To say all of me is not overjoyed is to withhold praise.

My heart holds quiet all dreams and hopes and smiles reserved for tomorrow, for that day has yet to mature, and still it will.  The future always houses the hope we struggle to see.  We writhe and struggle to be okay, well fit in the burning of today.  Our eyes condition to the dimness of today seeing mostly behind, less of now and even less of all ahead.

I woke earlier than the sun shivering cold in single digit temperatures. Overnight the fire had died down to a pile of glowing ash and the small heater built into the cabin wall had reached a limit. In the dark, I finally crawled off of the sofa and stumbled close to the stone fireplace to thaw. Nine degrees read the thermometer. I remember thinking the morning appropriate and just right, the cabin cold and lonely. Realizing the smoldering heap of ash and coal would provide no comfort, I laced up my boots, added another jacket and double checked my pack for paper and pen. Within minutes the forest surrounded me. Each frigid step forward gave cause for worry.

What if I don’t find Him? What if the moment I’ve been seeking is silent and all calms to being unfair still?

I had come to lose all that was already lost. My mind kept bringing me back to why she died, more particularly, why would He let her. Like a child going sick on a spinning merry go round, each day soured my stomach even more. Death overshadowed life, cooled the warmth of love in my heart and smeared goodness with the ashes of life lost. I found the cabin in hopes God would find me. I didn’t feel found waking that cold morning only the lingering sting of death and anxiety of silence.

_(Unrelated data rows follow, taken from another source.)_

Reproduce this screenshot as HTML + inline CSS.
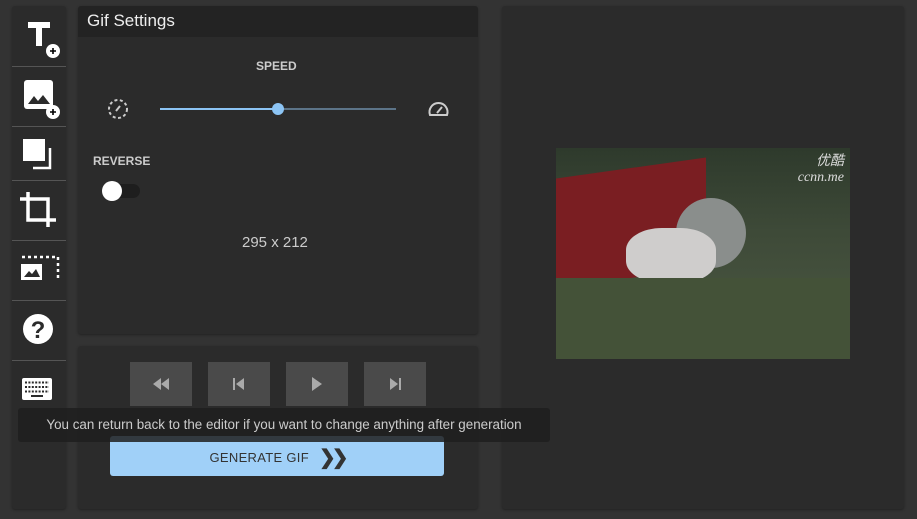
<!DOCTYPE html>
<html><head><style>
*{margin:0;padding:0;box-sizing:border-box}
body{width:917px;height:519px;background:#333;font-family:"Liberation Sans",sans-serif;position:relative;overflow:hidden;color:#ddd}
.p{position:absolute;background:#2b2b2b;border-radius:3px;box-shadow:0 1px 2px #222}
.sep{position:absolute;left:12px;width:54px;height:1px;background:#555}
.b{position:absolute;top:362px;width:62px;height:44px;background:#4a4a4a;display:flex;align-items:center;justify-content:center}
</style></head><body>
<div class="p" style="left:12px;top:6px;width:54px;height:503px"></div>
<div class="sep" style="top:66px"></div><div class="sep" style="top:126px"></div><div class="sep" style="top:180px"></div><div class="sep" style="top:240px"></div><div class="sep" style="top:300px"></div><div class="sep" style="top:360px"></div>
<svg style="position:absolute;left:0;top:0" width="70" height="420" fill="#fff">
<path d="M28 22h22v6h-8v18h-6V28h-8z"/><circle cx="53" cy="51" r="7" fill="#fff"/><path d="M50 51h6M53 48v6" stroke="#000" stroke-width="1.6"/>
<rect x="24" y="80" width="29" height="29" rx="3"/><path d="M28 104l6-8 4 5 5-6 7 9z" fill="#2b2b2b"/><circle cx="53" cy="112" r="7"/><path d="M50 112h6M53 109v6" stroke="#000" stroke-width="1.6"/>
<rect x="23" y="139" width="22" height="22"/><path d="M50 148v20H33" stroke="#fff" stroke-width="2.5" fill="none"/>
<path d="M28 192v28h28M20 199h28v28" stroke="#fff" stroke-width="3.5" fill="none"/>
<rect x="21" y="264" width="21" height="16"/><path d="M24 277l5-6 3 3 4-5 4 8z" fill="#2b2b2b"/><path d="M22 257h36v24" stroke="#fff" stroke-width="2.5" stroke-dasharray="3 3" fill="none"/>
<circle cx="38" cy="329" r="15"/><text x="38" y="338" font-size="24" font-weight="bold" text-anchor="middle" fill="#2b2b2b" font-family="Liberation Sans">?</text>
<rect x="22" y="378" width="30" height="22" rx="2"/><g stroke="#2b2b2b" stroke-width="2" stroke-dasharray="2 1.4"><path d="M25 382.5h24M25 387h24M25 391.5h24"/></g><rect x="31" y="395" width="12" height="2" fill="#2b2b2b"/>
</svg>
<div class="p" style="left:78px;top:6px;width:400px;height:328px;overflow:hidden">
<div style="height:31px;background:#232323;font-size:17px;color:#eee;padding:5px 9px">Gif Settings</div>
</div>
<div style="position:absolute;left:256px;top:59px;font-size:12px;font-weight:bold;color:#ccc">SPEED</div>
<svg style="position:absolute;left:100px;top:90px" width="360" height="36">
<circle cx="18" cy="19" r="9" stroke="#ccc" stroke-width="2" fill="none" stroke-dasharray="3 2.5"/><path d="M16 21l4-5" stroke="#ccc" stroke-width="2"/>
<rect x="60" y="18" width="118" height="2" fill="#8cc4f4"/><rect x="178" y="18" width="118" height="2" fill="#5c7488"/><circle cx="178" cy="19" r="6" fill="#8cc4f4"/>
<path d="M330 25a9 9 0 1 1 17 0z" stroke="#ccc" stroke-width="2" fill="none"/><path d="M337 23l5-6" stroke="#ccc" stroke-width="2"/>
</svg>
<div style="position:absolute;left:93px;top:154px;font-size:12px;font-weight:bold;color:#ccc">REVERSE</div>
<div style="position:absolute;left:102px;top:184px;width:38px;height:14px;border-radius:7px;background:#1e1e1e"></div>
<div style="position:absolute;left:102px;top:181px;width:20px;height:20px;border-radius:50%;background:#fff"></div>
<div style="position:absolute;left:242px;top:234px;font-size:15px;color:#ccc">295 x 212</div>
<div class="p" style="left:78px;top:346px;width:400px;height:163px"></div>
<div class="b" style="left:130px"><svg width="20" height="12" fill="#aaa"><path d="M10 0v12L2 6zM18 0v12l-8-6z"/></svg></div>
<div class="b" style="left:208px"><svg width="14" height="12" fill="#aaa"><rect x="1" width="2" height="12"/><path d="M12 0v12L4 6z"/></svg></div>
<div class="b" style="left:286px"><svg width="12" height="14" fill="#aaa"><path d="M1 0v14l10-7z"/></svg></div>
<div class="b" style="left:364px"><svg width="14" height="12" fill="#aaa"><path d="M2 0v12l8-6z"/><rect x="11" width="2" height="12"/></svg></div>
<div style="position:absolute;left:110px;top:436px;width:334px;height:40px;background:#a0d0f8;border-radius:3px;font-size:13px;color:#333;display:flex;align-items:center;justify-content:center;padding-top:2px;letter-spacing:.3px">GENERATE GIF <b style="font-size:20px;margin-left:10px;letter-spacing:-4px">❯❯</b></div>
<div class="p" style="left:502px;top:6px;width:402px;height:503px"></div>
<div style="position:absolute;left:18px;top:408px;width:532px;height:34px;background:rgba(30,30,30,.85);border-radius:3px;font-size:13.4px;color:#ccc;text-align:center;line-height:34px;white-space:nowrap">You can return back to the editor if you want to change anything after generation</div>
<div style="position:absolute;left:556px;top:148px;width:294px;height:211px;background:linear-gradient(180deg,#2e3a2c 0%,#3e4a38 40%,#4d5a44 100%);overflow:hidden">
<div style="position:absolute;left:0;top:20px;width:150px;height:110px;background:#7a1e22;transform:skewY(-8deg)"></div>
<div style="position:absolute;left:120px;top:50px;width:70px;height:70px;border-radius:50%;background:#8a8e8c"></div>
<div style="position:absolute;left:70px;top:80px;width:90px;height:55px;border-radius:40%;background:#cfcdcc"></div>
<div style="position:absolute;left:0;top:130px;width:294px;height:81px;background:#445238"></div>
<div style="position:absolute;right:6px;top:2px;color:#ddd;font-size:14px;font-style:italic;text-align:right;font-family:'Liberation Serif','Noto Sans CJK SC',serif">优酷<br>ccnn.me</div>
</div>
</body></html>
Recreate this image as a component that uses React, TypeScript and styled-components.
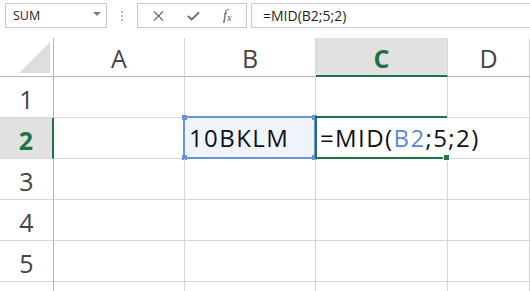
import React from "react"
import styled, { createGlobalStyle, css } from "styled-components"

const GlobalStyle = createGlobalStyle`
  html, body {
    margin: 0;
    padding: 0;
    background: #ffffff;
    overflow: hidden;
  }
  body {
    font-family: "Open Sans", "Noto Sans", sans-serif;
  }
`

const GREEN = "#217346"
const REF_BLUE = "#6b92dc"

const columns = ["A", "B", "C", "D"]
const rows = [1, 2, 3, 4, 5]
const activeCol = "C"
const activeRow = 2

export default function App() {
  return (
    <>
      <GlobalStyle />
      <Page>
        <Toolbar>
          <NameBox>
            <span>SUM</span>
            <DropArrow />
          </NameBox>
          <Grip>
            <i />
            <i />
            <i />
          </Grip>
          <ButtonGroup>
            <IconButton>
              <svg width='11' height='10' viewBox='0 0 11 10'>
                <path d='M1 0.5 L10 9.5 M10 0.5 L1 9.5' stroke='#6f6f6f' strokeWidth='1.3' fill='none' />
              </svg>
            </IconButton>
            <IconButton>
              <svg width='14' height='10' viewBox='0 0 14 10'>
                <path d='M1 5 L5 8.8 L13 1' stroke='#6f6f6f' strokeWidth='2' fill='none' />
              </svg>
            </IconButton>
            <FxLabel>
              f<sub>x</sub>
            </FxLabel>
          </ButtonGroup>
          <FormulaInput>=MID(B2;5;2)</FormulaInput>
        </Toolbar>

        <Sheet>
          <Corner>
            <svg width='31' height='31' viewBox='0 0 31 31'>
              <polygon points='31,0 31,31 0,31' fill='#dedede' />
            </svg>
          </Corner>
          {columns.map((c) => (
            <ColHeader key={c} $active={c === activeCol}>
              {c}
            </ColHeader>
          ))}
          {rows.map((r) => (
            <React.Fragment key={r}>
              <RowHeader $active={r === activeRow}>{r}</RowHeader>
              {columns.map((c) => {
                if (r === 2 && c === "B") {
                  return (
                    <Cell key={c}>
                      <RefBox>
                        <Handle $pos='tl' />
                        <Handle $pos='tr' />
                        <Handle $pos='bl' />
                        <Handle $pos='br' />
                      </RefBox>
                      <CellText>10BKLM</CellText>
                    </Cell>
                  )
                }
                if (r === 2 && c === "C") {
                  return (
                    <Cell key={c} $overflow>
                      <ActiveBox>
                        <FillHandle />
                      </ActiveBox>
                      <CellText>
                        =MID(<RefText>B2</RefText>;5;2)
                      </CellText>
                    </Cell>
                  )
                }
                return <Cell key={c} />
              })}
            </React.Fragment>
          ))}
          {/* next row, only its top sliver is on screen */}
          <RowHeader />
          {columns.map((c) => (
            <Cell key={c} />
          ))}
        </Sheet>
      </Page>
    </>
  )
}

const Page = styled.div`
  width: 530px;
  height: 291px;
  overflow: hidden;
  background: #fff;
`

const Toolbar = styled.div`
  display: flex;
  align-items: flex-start;
  height: 38px;
  padding: 3px 0 0 5px;
  box-sizing: border-box;
`

const boxed = css`
  height: 25px;
  box-sizing: border-box;
  border: 1px solid #c8c8c8;
  background: #fff;
`

const NameBox = styled.div`
  ${boxed};
  width: 102px;
  display: flex;
  align-items: center;
  justify-content: space-between;
  padding: 0 5px 0 7px;
  font-size: 12.5px;
  color: #262626;
`

const DropArrow = styled.span`
  width: 0;
  height: 0;
  border-left: 4px solid transparent;
  border-right: 4px solid transparent;
  border-top: 4px solid #7a7a7a;
  margin-bottom: 3px;
`

const Grip = styled.div`
  display: flex;
  flex-direction: column;
  gap: 2px;
  margin: 8px 14px 0 14px;

  i {
    display: block;
    width: 2px;
    height: 2px;
    background: #b8b8b8;
  }
`

const ButtonGroup = styled.div`
  ${boxed};
  width: 110px;
  display: flex;
  align-items: center;
  padding-left: 14px;
  gap: 22px;
`

const IconButton = styled.span`
  display: flex;
  align-items: center;
  justify-content: center;
  width: 13px;
`

const FxLabel = styled.span`
  font-family: "Liberation Serif", "DejaVu Serif", serif;
  font-style: italic;
  font-size: 14px;
  color: #555;
  margin-left: 1px;

  sub {
    font-size: 10px;
    vertical-align: -1px;
  }
`

const FormulaInput = styled.div`
  ${boxed};
  flex: 1;
  margin-left: 4px;
  border-right: none;
  display: flex;
  align-items: center;
  padding-left: 11px;
  font-size: 14px;
  color: #1e1e1e;
`

const Sheet = styled.div`
  display: grid;
  grid-template-columns: 54px 131px 131px 132px 1fr;
  grid-template-rows: 39px repeat(6, 41px);
`

const Corner = styled.div`
  box-sizing: border-box;
  border-right: 1px solid #b4b4b4;
  border-bottom: 1px solid #b4b4b4;
  display: flex;
  align-items: flex-end;
  justify-content: flex-end;
  padding: 0 3px 3px 0;
`

const ColHeader = styled.div<{ $active?: boolean }>`
  box-sizing: border-box;
  border-right: 1px solid #d6d6d6;
  border-bottom: ${(p) => (p.$active ? `2px solid ${GREEN}` : "1px solid #b4b4b4")};
  background: ${(p) => (p.$active ? "#e1e1e1" : "#fff")};
  color: ${(p) => (p.$active ? GREEN : "#444")};
  font-weight: ${(p) => (p.$active ? 700 : 400)};
  font-size: 25px;
  display: flex;
  align-items: center;
  justify-content: center;
  padding-top: 2px;
`

const RowHeader = styled.div<{ $active?: boolean }>`
  box-sizing: border-box;
  border-right: ${(p) => (p.$active ? `2px solid ${GREEN}` : "1px solid #b4b4b4")};
  border-bottom: 1px solid #d6d6d6;
  background: ${(p) => (p.$active ? "#e1e1e1" : "#fff")};
  color: ${(p) => (p.$active ? GREEN : "#444")};
  font-weight: ${(p) => (p.$active ? 700 : 400)};
  font-size: 25px;
  display: flex;
  align-items: center;
  justify-content: center;
  padding-top: 4px;
`

const Cell = styled.div<{ $overflow?: boolean }>`
  position: relative;
  box-sizing: border-box;
  border-right: 1px solid ${(p) => (p.$overflow ? "transparent" : "#d6d6d6")};
  border-bottom: 1px solid #d6d6d6;
  display: flex;
  align-items: flex-end;
  padding: 0 0 5px 4px;
  white-space: nowrap;
  overflow: visible;
  z-index: ${(p) => (p.$overflow ? 2 : "auto")};
`

const CellText = styled.span`
  position: relative;
  font-size: 24px;
  letter-spacing: 1.4px;
  line-height: 30px;
  color: #111;
`

const RefText = styled.span`
  color: #5b8be0;
`

const RefBox = styled.div`
  position: absolute;
  top: -2px;
  left: -2px;
  right: -1px;
  bottom: -1px;
  border: 2px solid ${REF_BLUE};
  background: #eef3fc;
`

const Handle = styled.span<{ $pos: "tl" | "tr" | "bl" | "br" }>`
  position: absolute;
  width: 5px;
  height: 5px;
  background: ${REF_BLUE};
  ${(p) => (p.$pos[0] === "t" ? "top: -3px;" : "bottom: -3px;")}
  ${(p) => (p.$pos[1] === "l" ? "left: -3px;" : "right: -3px;")}
`

const ActiveBox = styled.div`
  position: absolute;
  top: -2px;
  left: -1px;
  right: 0;
  bottom: -1px;
  border: 2px solid ${GREEN};
  border-right: none;
`

const FillHandle = styled.span`
  position: absolute;
  right: -3px;
  bottom: -4px;
  width: 5px;
  height: 5px;
  background: ${GREEN};
  border: 1px solid #fff;
`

So much of my life has been redefined these past three years. I’ve lied, hidden my heart, retreated from friends and kept telling myself God is good, all while a heart war between grace and justice, with tomorrow its price, waged on. Anger flashed in moments worn too thin to be okay. Beneath the surface of my heart made up to look healthy, grief boiled and hissed monologues twisted in truth and pain. Deadlier than my wife dying was the dying of my own heart.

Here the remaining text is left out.